First, I tried to clone the bad disk, using an Acronis rescue disk. That failed, after the estimated time reached 3 minutes it started slowly increasing. I left it running over night and in the morning it was showing 14 minutes to go, and was totally unresponsive.

I then installed XP on the new drive, switching the bad drive to SATA port 1.

My next try was Unstoppable Copy. This time, when it reached a particular directory, filled with .BMP files (all in the 8 to 12 MB range) it slowed to a stand-still. Even with "Auto-skip" checked it would take a couple of minutes on each file (actually, the first hundred or so files were fine, but after that things fell apart) before skipping it.
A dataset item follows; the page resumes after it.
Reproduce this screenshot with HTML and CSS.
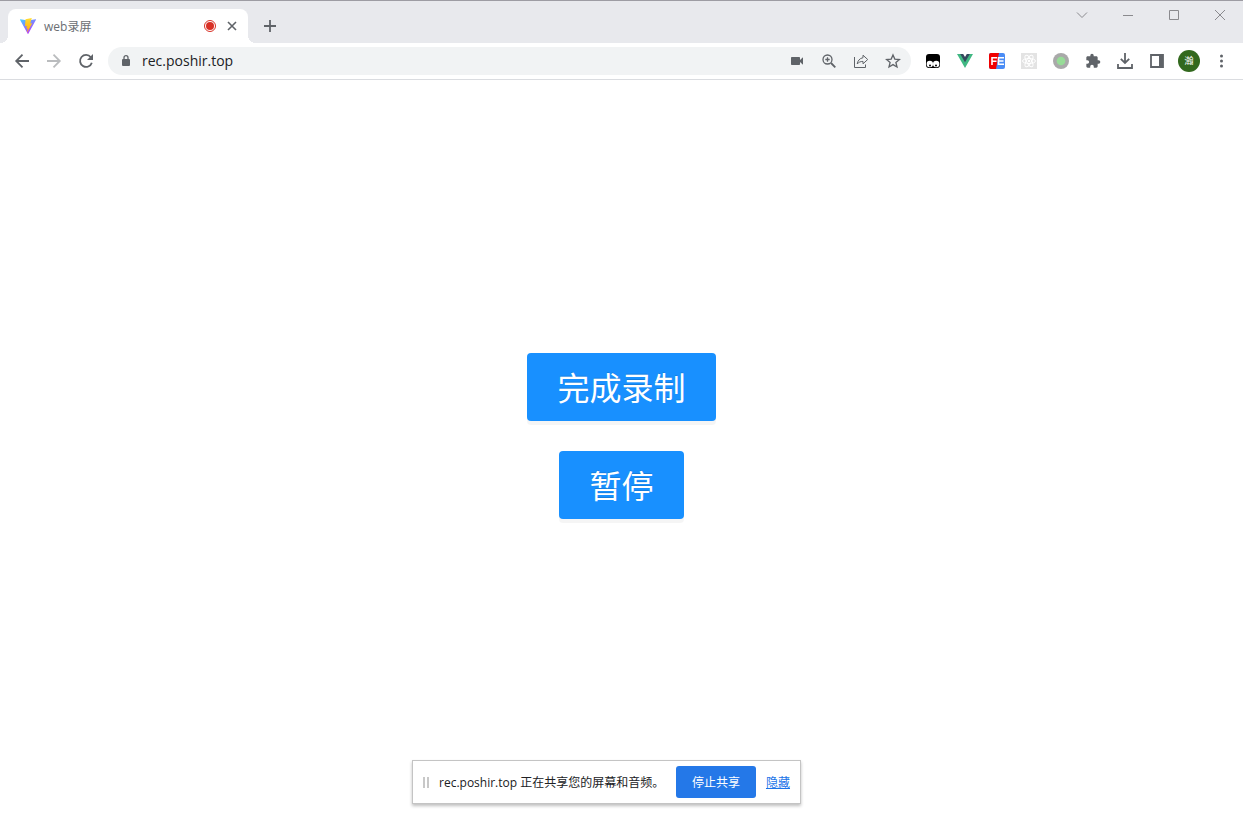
FILE: index.html
```html
<!DOCTYPE html>
<html lang="zh-CN">
<head>
    <meta charset="UTF-8">
    <meta name="viewport" content="width=device-width, initial-scale=1.0">
    <title>web录屏</title>
    <link rel="stylesheet" href="styles.css">
</head>
<body>

<!-- Tab strip -->
<header class="tab-strip">
    <div class="tab">
        <svg class="icon" viewBox="0 0 16 16">
            <defs>
                <linearGradient id="viteBlue" x1="0" y1="0" x2="0.6" y2="1">
                    <stop offset="0" stop-color="#41d1ff"/>
                    <stop offset="1" stop-color="#bd34fe"/>
                </linearGradient>
                <linearGradient id="viteYellow" x1="0" y1="0" x2="0" y2="1">
                    <stop offset="0" stop-color="#ffdd35"/>
                    <stop offset="1" stop-color="#ffa800"/>
                </linearGradient>
            </defs>
            <path fill="url(#viteBlue)" d="M0.3 1.300 8 2.500l7.700-1.200c.3 0 .4.2.3.5L8.300 15.800c-.1.300-.5.300-.6 0L0 1.800z"/>
            <path fill="url(#viteYellow)" d="M11.800 0 5.500 1.200 5 8.200l1.900-.4-.6 3 1.400-.4-.7 4.300 5.200-9.500-2 .3z"/>
        </svg>
        <span class="tab-title">web录屏</span>
        <svg class="icon" viewBox="0 0 16 16">
            <circle cx="8" cy="8" r="5.500" fill="#fff" stroke="#d93025"/>
            <circle cx="8" cy="8" r="4" fill="#d93025"/>
        </svg>
        <button class="tab-close" aria-label="关闭">
            <svg class="icon" viewBox="0 0 16 16"><path class="line" d="m4 4 8 8m0-8-8 8"/></svg>
        </button>
    </div>
    <button class="new-tab" aria-label="新标签页">
        <svg class="icon" viewBox="0 0 16 16"><path class="line" d="M8 2v12M2 8h12"/></svg>
    </button>
    <div class="window-buttons">
        <button aria-label="搜索标签页"><svg class="icon" viewBox="0 0 16 16"><path d="m3 5.500 5 5 5-5"/></svg></button>
        <button aria-label="最小化"><svg class="icon" viewBox="0 0 16 16"><path d="M3 8.500h10"/></svg></button>
        <button aria-label="最大化"><svg class="icon" viewBox="0 0 16 16"><path d="M3.500 3.500h9v9h-9z"/></svg></button>
        <button aria-label="关闭窗口"><svg class="icon" viewBox="0 0 16 16"><path d="m3 3 10 10m0-10L3 13"/></svg></button>
    </div>
</header>

<!-- Toolbar -->
<nav class="toolbar">
    <button class="tool" aria-label="后退">
        <svg class="icon" viewBox="0 0 16 16"><path class="line" d="M15 8H2.500M8.500 1.700 2.200 8l6.300 6.300"/></svg>
    </button>
    <button class="tool forward" aria-label="前进">
        <svg class="icon" viewBox="0 0 16 16"><path class="line" d="M1 8h12.500M7.500 1.700 13.800 8l-6.300 6.300"/></svg>
    </button>
    <button class="tool" aria-label="重新加载">
        <svg class="icon" viewBox="0 0 16 16">
            <path class="line" d="M12.800 4.200A6 6 0 1 0 13.800 9.700"/>
            <path d="M15 1v6H9z"/>
        </svg>
    </button>
    <div class="address-bar">
        <svg class="icon lock" viewBox="0 0 16 16">
            <rect x="4" y="6" width="8" height="7" rx="1"/>
            <path class="thin" d="M6 6.500V4.700a2 2 0 0 1 4 0v1.800"/>
        </svg>
        <input class="address" type="text" value="rec.poshir.top" aria-label="地址">
        <button class="tool" aria-label="摄像头">
            <svg class="icon" viewBox="0 0 16 16"><path d="M2.800 4h7.400c.5 0 .8.300.8.800v2.200L14 4.300v7.400L11 9v2.200c0 .5-.3.800-.8.800H2.800c-.5 0-.8-.3-.8-.8V4.800c0-.5.3-.8.8-.8z"/></svg>
        </button>
        <button class="tool" aria-label="缩放">
            <svg class="icon" viewBox="0 0 16 16">
                <circle class="thin" cx="6.500" cy="6.500" r="4.500"/>
                <path class="thin" d="M6.500 4.300v4.400M4.300 6.500h4.400"/>
                <path class="line" d="m10 10 4.300 4.300"/>
            </svg>
        </button>
        <button class="tool share" aria-label="分享">
            <svg class="icon" viewBox="0 0 16 16">
                <path class="thin" d="M1.500 4v10.500h11v-3"/>
                <path class="thin" d="M10 2.200 14.700 6.500 10 10.800V8.400C7.500 8.400 5.600 9.200 4.200 11c.4-3 2.300-5.700 5.800-6.300z"/>
            </svg>
        </button>
        <button class="tool" aria-label="收藏">
            <svg class="icon" viewBox="0 0 16 16"><path class="thin" d="m8 1.900 1.800 4.200 4.600.4-3.500 3 1.100 4.500-4-2.400L4 14l1.100-4.500-3.500-3 4.600-.4z"/></svg>
        </button>
    </div>
    <div class="extensions">
        <button class="tool" aria-label="Tampermonkey">
            <svg class="icon" viewBox="0 0 16 16">
                <rect x="1" y="1" width="14" height="14" rx="3" fill="#000"/>
                <circle cx="4.800" cy="11" r="3.200" fill="#fff"/>
                <circle cx="11.200" cy="11" r="3.200" fill="#fff"/>
                <circle cx="5" cy="12.500" r="1" fill="#000"/>
                <circle cx="11" cy="12.500" r="1" fill="#000"/>
            </svg>
        </button>
        <button class="tool" aria-label="Vue">
            <svg class="icon" viewBox="0 0 16 16">
                <path fill="#41b883" d="M0 1h5l3 5 3-5h5L8 15z"/>
                <path fill="#35495e" d="M3.200 1H6.200L8 4l1.800-3h3L8 9.300z"/>
            </svg>
        </button>
        <button class="tool" aria-label="FeHelper">
            <svg class="icon" viewBox="0 0 16 16">
                <rect width="16" height="16" rx="2" fill="#4a8cf5"/>
                <path fill="#f00000" d="M2 0h8L7 16H2a2 2 0 0 1-2-2V2a2 2 0 0 1 2-2z"/>
                <path fill="none" stroke="#fff" stroke-width="1.600" d="M8 4.800H3V12M3 8.300h4.500M15 4.800H9.500v6.400H15M9.500 8h5"/>
            </svg>
        </button>
        <button class="tool" aria-label="React">
            <svg class="icon" viewBox="0 0 16 16">
                <rect width="16" height="16" fill="#e3e3e3"/>
                <g fill="none" stroke="#fff">
                    <ellipse cx="8" cy="8" rx="6.500" ry="2.500"/>
                    <ellipse cx="8" cy="8" rx="6.500" ry="2.500" transform="rotate(60 8 8)"/>
                    <ellipse cx="8" cy="8" rx="6.500" ry="2.500" transform="rotate(120 8 8)"/>
                </g>
                <circle cx="8" cy="8" r="1.200" fill="#fff"/>
            </svg>
        </button>
        <button class="tool" aria-label="扩展状态">
            <svg class="icon" viewBox="0 0 16 16">
                <circle cx="8" cy="8" r="8" fill="#a9a9a9"/>
                <circle cx="8" cy="8" r="4.300" fill="#97dc97"/>
            </svg>
        </button>
        <button class="tool" aria-label="扩展程序">
            <svg class="icon" viewBox="0 0 24 24"><path d="M20.500 11H19V7c0-1.100-.9-2-2-2h-4V3.500a2.500 2.500 0 0 0-5 0V5H4c-1.100 0-2 .9-2 2v3.800h1.500a2.700 2.700 0 0 1 0 5.400H2V20c0 1.100.9 2 2 2h3.800v-1.500a2.700 2.700 0 0 1 5.400 0V22H17c1.100 0 2-.9 2-2v-4h1.500a2.500 2.500 0 0 0 0-5z"/></svg>
        </button>
        <button class="tool" aria-label="下载">
            <svg class="icon" viewBox="0 0 16 16"><path class="line" d="M8 0v9.500M3.800 5.800 8 10l4.200-4.200M1 11v4h14v-4"/></svg>
        </button>
        <button class="tool" aria-label="侧边栏">
            <svg class="icon" viewBox="0 0 16 16">
                <path class="line" d="M2 2h12v12H2z"/>
                <path d="M10 2h4v12h-4z"/>
            </svg>
        </button>
        <button class="tool" aria-label="个人资料"><span class="avatar">瀚</span></button>
        <button class="tool" aria-label="菜单">
            <svg class="icon" viewBox="0 0 16 16">
                <circle cx="8.500" cy="3" r="1.500"/>
                <circle cx="8.500" cy="8" r="1.500"/>
                <circle cx="8.500" cy="13" r="1.500"/>
            </svg>
        </button>
    </div>
</nav>

<!-- Page content -->
<main class="page">
    <button class="record-button">完成录制</button>
    <button class="record-button">暂停</button>
</main>

<!-- Screen share notice -->
<div class="share-bar">
    <span class="grip"></span>
    <span class="share-text">rec.poshir.top 正在共享您的屏幕和音频。</span>
    <button class="stop-button">停止共享</button>
    <a class="hide-link" href="#">隐藏</a>
</div>

</body>
</html>
```
FILE: styles.css
```css
* {
    box-sizing: border-box;
}
body {
    display: flex;
    flex-direction: column;
    min-height: 100vh;
    margin: 0;
    background-color: #fff;
    font-family: "Open Sans", "Noto Sans CJK SC", sans-serif;
    font-size: 12px;
}
button {
    display: flex;
    align-items: center;
    justify-content: center;
    padding: 0;
    border: none;
    background: none;
    font-family: inherit;
    cursor: pointer;
}
.icon {
    width: 16px;
    height: 16px;
    flex: none;
    fill: #5f6368;
}
.line,
.thin {
    fill: none;
    stroke: #5f6368;
    stroke-width: 1.8;
}
.thin {
    stroke-width: 1.3;
}
.share .thin {
    stroke-width: 1;
}

/* Tab strip */
.tab-strip {
    display: flex;
    align-items: flex-end;
    height: 43px;
    padding-left: 8px;
    border-top: 1px solid #9d9ca3;
    background-color: #e8e9ed;
}
.tab {
    position: relative;
    display: flex;
    align-items: center;
    width: 240px;
    height: 34px;
    padding: 0 8px 0 12px;
    border-radius: 8px 8px 0 0;
    background-color: #fff;
}
/* curved feet on both sides of the tab */
.tab::before,
.tab::after {
    content: "";
    position: absolute;
    bottom: 0;
    width: 8px;
    height: 8px;
}
.tab::before {
    left: -8px;
    background: radial-gradient(circle at 0 0, transparent 8px, #fff 8px);
}
.tab::after {
    right: -8px;
    background: radial-gradient(circle at 100% 0, transparent 8px, #fff 8px);
}
.tab-title {
    flex: 1;
    margin-left: 8px;
    color: #6b6e73;
}
.tab-close {
    margin-left: 6px;
}
.tab-close .line {
    stroke-width: 1.6;
}
.new-tab {
    width: 28px;
    height: 34px;
    margin-left: 8px;
}
.window-buttons {
    display: flex;
    align-self: flex-start;
    margin-left: auto;
}
.window-buttons button {
    width: 46px;
    height: 28px;
}
.window-buttons path {
    fill: none;
    stroke: #8a8a8e;
}

/* Toolbar */
.toolbar {
    display: flex;
    align-items: center;
    height: 37px;
    padding: 0 6px;
    border-bottom: 1px solid #dadce0;
}
.tool {
    width: 32px;
    height: 28px;
    flex: none;
}
.forward .line {
    stroke: #babcbe;
}
.address-bar {
    display: flex;
    align-items: center;
    flex: 1;
    height: 28px;
    margin: 0 6px;
    padding: 0 2px 0 10px;
    border-radius: 14px;
    background-color: #f1f3f4;
}
.address {
    flex: 1;
    min-width: 0;
    margin-left: 8px;
    padding: 0 0 2px;
    border: none;
    outline: none;
    background: none;
    color: #202124;
    font-family: inherit;
    font-size: 14px;
}
.extensions {
    display: flex;
}
.avatar {
    width: 22px;
    height: 22px;
    border-radius: 50%;
    background-color: #33691e;
    color: #fff;
    font-size: 9px;
    line-height: 22px;
    text-align: center;
}

/* Page content */
.page {
    display: flex;
    flex: 1;
    flex-direction: column;
    align-items: center;
    justify-content: center;
}
.record-button {
    height: 68px;
    margin-bottom: 30px;
    padding: 0 30px 2px;
    border-radius: 4px;
    background-color: #1890ff;
    box-shadow: 0 4px 0 rgba(0, 0, 0, 0.04);
    color: #fff;
    font-size: 32px;
    text-shadow: 0 -1px 0 rgba(0, 0, 0, 0.12);
}

/* Screen share notice */
.share-bar {
    position: absolute;
    bottom: 17px;
    left: 412px;
    display: flex;
    align-items: center;
    width: 389px;
    height: 44px;
    padding: 0 10px;
    border: 1px solid #c4c4c4;
    background-color: #fff;
    box-shadow: 0 2px 3px rgba(0, 0, 0, 0.25);
    white-space: nowrap;
}
.grip {
    width: 6px;
    height: 11px;
    border: solid #c8c8c8;
    border-width: 0 2px;
}
.share-text {
    flex: 1;
    margin-left: 10px;
    color: #202124;
}
.stop-button {
    width: 80px;
    height: 32px;
    border-radius: 3px;
    background-color: #2478e8;
    color: #fff;
    font-size: 12px;
}
.hide-link {
    margin-left: 10px;
    color: #1a73e8;
}
```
I then tried EasyRecovery Pro.  It hung up on the same files.

As a final desperate measure I ran Norton Disk Doctor, which gave the file system a clean bill of health!

I also tried to copy one of the files from the COMMAND-box, and again, the copy never terminated. When id did a DIR the lengths were all reasonable. This is also true in Windows Explorer. You can look, but you can't touch. Or copy, or read, or move. I haven't tried to delete one, either.

So -- what could the matter be? It isn't a total disaster, as these are scans of items which I still have, but it will be a bother to recreate them. Has anyone encountered a similar situation? I don't know the structure of the NTFS file system, but if it were a FAT I would suspect a cycle in the chain of sectors. Could this be the case? If so, how could it be fixed?